June 10, 2016

1-year chart of the S&P 500 Index, courtesy of Bloomberg

1-year chart of the S&P 500 Index, courtesy of Bloomberg

The major stock market averages fell this morning. The Dow and SPX are currently down 95 pts & .8%, respectively. Most sectors and industry groups are lower in early trading, except for telecoms and tobacco. Banks, transports, oil & gas and semiconductors are down over 1%. The VIX Index continues to climb, now at 16, but still isn’t concerning. The dollar is up on the day and commodities are a bit lower. WTI crude oil is down to $49.60/barrel and it looks like stocks are still following oil around like ducklings after a mother duck. Traders are also focused on bond yields, and today German & Japanese sovereign bond yields took another step down to record lows. US Treasury yields also fell; the 10-year yield is down to 1.65%, testing a multi-year support level. 

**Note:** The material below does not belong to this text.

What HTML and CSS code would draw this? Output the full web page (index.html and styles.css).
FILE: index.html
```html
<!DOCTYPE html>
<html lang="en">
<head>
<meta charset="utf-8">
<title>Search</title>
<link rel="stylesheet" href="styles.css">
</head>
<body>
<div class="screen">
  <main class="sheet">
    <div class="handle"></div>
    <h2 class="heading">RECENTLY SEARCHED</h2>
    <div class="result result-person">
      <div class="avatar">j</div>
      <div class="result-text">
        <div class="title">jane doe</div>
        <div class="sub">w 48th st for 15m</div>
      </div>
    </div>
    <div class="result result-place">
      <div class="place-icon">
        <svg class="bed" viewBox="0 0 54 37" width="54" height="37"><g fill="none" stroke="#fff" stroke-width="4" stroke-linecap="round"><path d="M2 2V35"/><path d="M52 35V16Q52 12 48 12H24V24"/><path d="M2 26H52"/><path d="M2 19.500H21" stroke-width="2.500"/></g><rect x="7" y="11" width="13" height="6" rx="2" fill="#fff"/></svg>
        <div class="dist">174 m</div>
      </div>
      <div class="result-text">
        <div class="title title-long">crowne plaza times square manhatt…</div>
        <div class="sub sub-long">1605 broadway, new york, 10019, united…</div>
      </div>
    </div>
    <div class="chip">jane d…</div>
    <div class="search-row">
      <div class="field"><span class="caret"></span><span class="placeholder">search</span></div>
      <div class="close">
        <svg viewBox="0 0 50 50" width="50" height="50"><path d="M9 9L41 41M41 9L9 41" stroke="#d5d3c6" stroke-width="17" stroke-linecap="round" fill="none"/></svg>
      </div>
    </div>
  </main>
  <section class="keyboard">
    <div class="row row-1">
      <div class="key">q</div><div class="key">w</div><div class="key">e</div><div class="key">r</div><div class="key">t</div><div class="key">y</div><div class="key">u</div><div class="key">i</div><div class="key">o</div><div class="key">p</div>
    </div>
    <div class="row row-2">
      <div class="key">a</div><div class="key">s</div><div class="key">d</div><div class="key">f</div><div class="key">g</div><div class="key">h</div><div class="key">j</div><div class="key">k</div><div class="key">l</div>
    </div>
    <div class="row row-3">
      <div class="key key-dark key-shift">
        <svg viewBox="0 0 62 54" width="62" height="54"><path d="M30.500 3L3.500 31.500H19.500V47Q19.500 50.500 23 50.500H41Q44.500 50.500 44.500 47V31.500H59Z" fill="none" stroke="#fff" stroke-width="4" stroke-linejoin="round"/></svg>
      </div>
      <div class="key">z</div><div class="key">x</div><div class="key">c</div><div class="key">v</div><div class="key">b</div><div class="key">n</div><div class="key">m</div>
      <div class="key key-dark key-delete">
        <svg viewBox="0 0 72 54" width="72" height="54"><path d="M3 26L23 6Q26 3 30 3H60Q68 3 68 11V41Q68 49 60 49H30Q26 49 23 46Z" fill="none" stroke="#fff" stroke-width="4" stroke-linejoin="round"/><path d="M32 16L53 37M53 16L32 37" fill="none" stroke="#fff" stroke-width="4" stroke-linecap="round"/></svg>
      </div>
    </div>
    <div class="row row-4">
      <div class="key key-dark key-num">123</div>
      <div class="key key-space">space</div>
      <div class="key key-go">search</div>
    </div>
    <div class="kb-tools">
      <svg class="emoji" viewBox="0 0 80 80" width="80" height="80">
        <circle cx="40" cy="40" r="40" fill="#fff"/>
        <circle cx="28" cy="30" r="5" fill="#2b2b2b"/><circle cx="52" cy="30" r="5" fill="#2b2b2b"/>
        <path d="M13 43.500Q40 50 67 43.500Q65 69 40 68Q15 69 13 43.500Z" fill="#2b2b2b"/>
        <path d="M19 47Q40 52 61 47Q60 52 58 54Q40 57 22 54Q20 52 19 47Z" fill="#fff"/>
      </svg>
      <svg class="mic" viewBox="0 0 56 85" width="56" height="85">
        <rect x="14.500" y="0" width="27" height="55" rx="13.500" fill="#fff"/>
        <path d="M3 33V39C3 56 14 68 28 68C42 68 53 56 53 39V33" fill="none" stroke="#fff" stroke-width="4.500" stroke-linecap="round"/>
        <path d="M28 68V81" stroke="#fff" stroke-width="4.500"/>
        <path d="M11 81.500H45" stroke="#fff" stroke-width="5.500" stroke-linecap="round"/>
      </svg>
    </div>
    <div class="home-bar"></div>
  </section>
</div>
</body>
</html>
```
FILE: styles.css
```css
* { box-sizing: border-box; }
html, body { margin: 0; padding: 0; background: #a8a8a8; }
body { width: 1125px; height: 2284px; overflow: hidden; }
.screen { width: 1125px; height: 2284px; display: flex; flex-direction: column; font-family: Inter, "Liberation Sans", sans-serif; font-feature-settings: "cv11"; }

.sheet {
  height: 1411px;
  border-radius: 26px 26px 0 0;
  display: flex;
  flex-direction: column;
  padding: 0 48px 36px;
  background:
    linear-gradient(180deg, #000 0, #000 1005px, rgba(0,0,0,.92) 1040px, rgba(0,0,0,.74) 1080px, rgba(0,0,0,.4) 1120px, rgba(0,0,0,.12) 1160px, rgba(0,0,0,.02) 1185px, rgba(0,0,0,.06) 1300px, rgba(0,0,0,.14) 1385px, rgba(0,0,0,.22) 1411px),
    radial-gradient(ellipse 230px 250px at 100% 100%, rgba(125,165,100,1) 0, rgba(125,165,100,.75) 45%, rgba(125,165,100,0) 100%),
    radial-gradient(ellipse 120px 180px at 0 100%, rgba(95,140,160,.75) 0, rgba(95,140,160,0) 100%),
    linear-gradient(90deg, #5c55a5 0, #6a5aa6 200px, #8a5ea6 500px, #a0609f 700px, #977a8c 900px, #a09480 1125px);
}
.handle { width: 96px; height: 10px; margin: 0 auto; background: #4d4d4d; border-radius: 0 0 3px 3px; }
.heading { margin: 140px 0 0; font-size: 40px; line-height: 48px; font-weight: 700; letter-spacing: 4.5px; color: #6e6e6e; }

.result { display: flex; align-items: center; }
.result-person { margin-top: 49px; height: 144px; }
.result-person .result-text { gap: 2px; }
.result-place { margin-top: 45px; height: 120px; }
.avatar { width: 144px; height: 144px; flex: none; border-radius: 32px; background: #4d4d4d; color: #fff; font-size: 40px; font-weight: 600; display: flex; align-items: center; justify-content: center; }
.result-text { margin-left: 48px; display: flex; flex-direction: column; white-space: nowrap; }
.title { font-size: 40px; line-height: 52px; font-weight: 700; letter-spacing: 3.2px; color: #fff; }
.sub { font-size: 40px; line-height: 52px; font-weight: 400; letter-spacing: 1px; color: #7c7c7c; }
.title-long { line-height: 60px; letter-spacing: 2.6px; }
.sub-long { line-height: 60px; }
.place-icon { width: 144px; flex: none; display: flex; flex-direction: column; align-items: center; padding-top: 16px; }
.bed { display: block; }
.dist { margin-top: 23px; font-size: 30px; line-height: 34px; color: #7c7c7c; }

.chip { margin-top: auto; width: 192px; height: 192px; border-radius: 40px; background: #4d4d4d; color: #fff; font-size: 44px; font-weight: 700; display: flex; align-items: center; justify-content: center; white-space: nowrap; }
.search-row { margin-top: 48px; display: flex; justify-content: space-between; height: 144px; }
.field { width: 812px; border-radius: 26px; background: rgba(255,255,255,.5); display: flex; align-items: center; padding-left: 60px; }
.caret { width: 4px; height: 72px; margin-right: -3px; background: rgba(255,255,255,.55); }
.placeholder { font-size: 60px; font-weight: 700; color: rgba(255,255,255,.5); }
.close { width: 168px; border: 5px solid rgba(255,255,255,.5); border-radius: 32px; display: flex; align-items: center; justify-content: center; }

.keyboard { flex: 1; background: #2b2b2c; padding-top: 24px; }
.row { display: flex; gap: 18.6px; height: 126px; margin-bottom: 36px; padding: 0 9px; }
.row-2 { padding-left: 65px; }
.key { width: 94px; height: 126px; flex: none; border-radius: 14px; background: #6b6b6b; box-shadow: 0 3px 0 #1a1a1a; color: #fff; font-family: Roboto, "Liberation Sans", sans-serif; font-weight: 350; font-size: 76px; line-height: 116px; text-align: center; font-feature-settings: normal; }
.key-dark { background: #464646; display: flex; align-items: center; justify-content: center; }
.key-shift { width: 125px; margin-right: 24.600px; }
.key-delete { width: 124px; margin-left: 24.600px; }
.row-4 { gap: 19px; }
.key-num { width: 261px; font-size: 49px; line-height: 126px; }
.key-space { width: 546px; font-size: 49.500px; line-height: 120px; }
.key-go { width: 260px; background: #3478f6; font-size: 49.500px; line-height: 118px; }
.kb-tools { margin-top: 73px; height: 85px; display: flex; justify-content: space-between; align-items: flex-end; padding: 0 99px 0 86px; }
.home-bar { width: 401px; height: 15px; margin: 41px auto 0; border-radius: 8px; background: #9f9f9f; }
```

The SPX is now up about 3% this year. That’s a lot better than most global alternatives. The Euro Stoxx 50 Index is down 7%, the DAX is down 5%, the Nikkei is off 2%, China is down big no matter how you slice it. A few regions are faring better, like Canada and Korea. 

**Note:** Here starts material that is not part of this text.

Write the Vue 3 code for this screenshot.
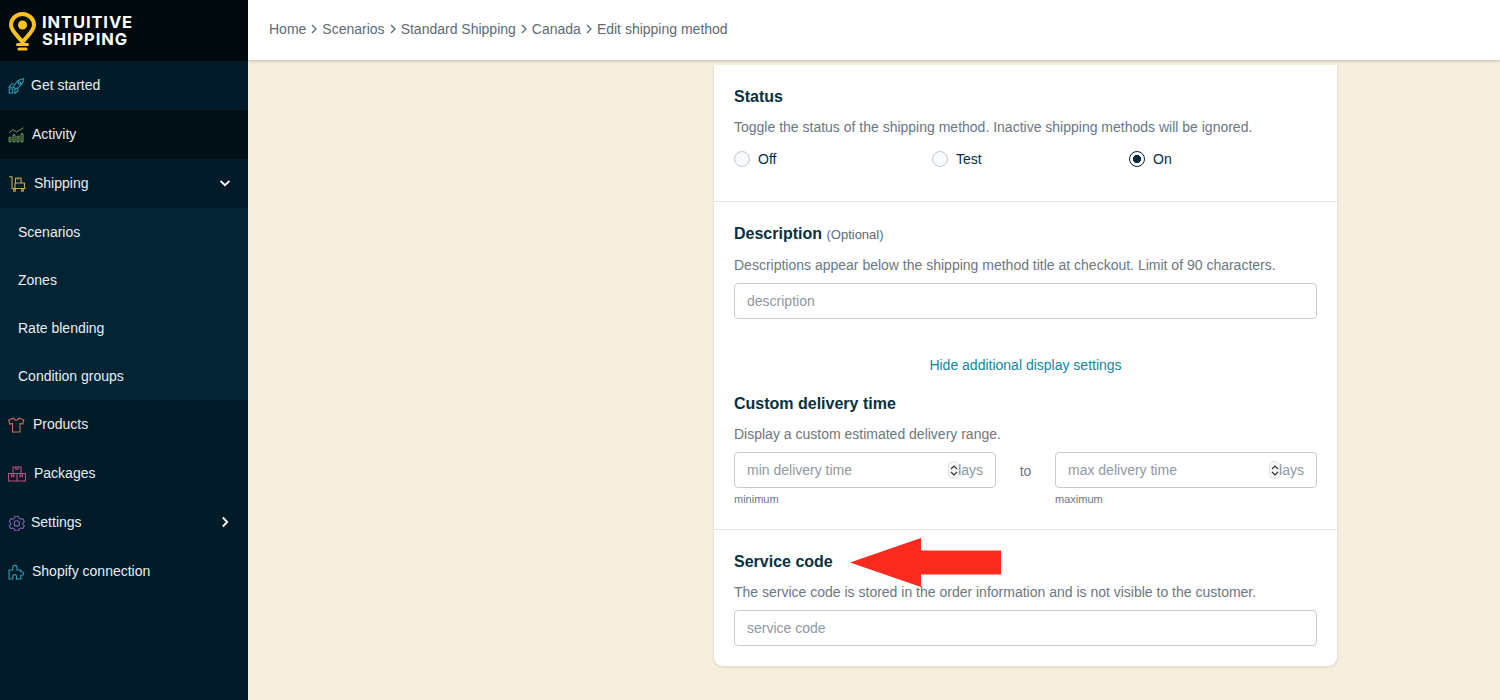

With stocks having risen nearly all the way baJick to all-time highs, some softness is to be expected here. And the pattern we’re seeing—gap down at the open and recovery through the day—is actually pretty constructive. In the near term, I think it’s reasonable to expect one of two outcomes: 1) the SPX falls another 1.25% and finds support at the 50-day moving average; 2) the SPX climbs another 1.5% to test its all-time high. Anyway, those with an investment horizon longer than 6 months shouldn’t be focused on any of this, or “Brexit” or the presidential campaign. Instead, they should focus on corporate earnings expectations. Wall Street consensus estimates for S&P 500 companies reveal that investors think things are turning around. That is, corporate earnings will return to positive year-over-year growth in the second half of this year. So whereas corporate earnings fell about 2% last year, they are expected to rise about 5% this year. In short, the worst of the profits recession is likely over. 

Jim Cramer, CNBC contributor and host of Mad Money, said this morning he dismisses the negativity of Carl Icahn and George Soros (discussed yesterday in this blog). First, they have been consistently negative so yesterday’s headlines are not news. Second, he said “It’s very easy to be very rich and very negative.”